入院の説明が行われていなかった→患者は検査のためと言われて搬送された→最後は検疫法で入院させた。
入院中、Drゴーグルは曇る曇る。ダイビング用の曇り止めは効いた。
入院食、ハラール対応可能にしておいてよかった。食器はすべてディスポ。トレイはディスポではなかったが捨てた。アビガンは手に入った。
入院中、意図に反して個人情報がもれていった。厚労省の正式なプレスリリースすら、患者が知るよりも先に出されてしまい、「自分の検査結果を先に自分が知れないのはおかしい」と言われた。ごもっとも。
2日目の解熱を確認し、PCR2回目陰性→退院。こっそり裏口から出た。入国審査が実はまだだったので、羽田へ戻った。医療費は国(このケースは検疫法)
NCGM職員の健康監視体制:疲れちゃうので、症例従事中は他の仕事はやめた。精神科Nsをリエゾンにつけたほうがよかった。もしエボラ陽性であったとしても、職員は従事終了後はもとの業務に戻っていいと思われるが、社会的に認められるかどうか、難しい。家に帰らないDrもいた。

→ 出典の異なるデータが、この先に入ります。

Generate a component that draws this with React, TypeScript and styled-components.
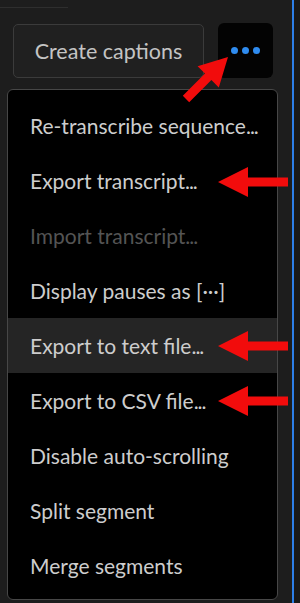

7/7 NCGM 加藤:第一種感染症指定医療機関における診療について>
・「第一種感染症指定医療機関」は、いまは要件なし。病院独自の検討が必要。
・歴史:1886年、「避病院」にて、菌が分離できるよりも前から隔離していた。避病院=死病院=入って死ぬ病院、と言われていた。

7/7 NIID 宮崎:感染研のレファレンス活動>
・感染症検査の質の確保のため、感染症法の一部を改正し、H28年から自治体が病原体検査の品質確保のための精度管理をするようになった→行政検査の質の確保のために、外部に調査を委託することを義務付けた→ハードルが上がった。
・課題:検査能力の維持のための専門技術者の人事的維持→検査自体が困難になっている。また病原体の分離同定と解析を、共通の方法で一連の作業として実施するための、人的財的資源が不足。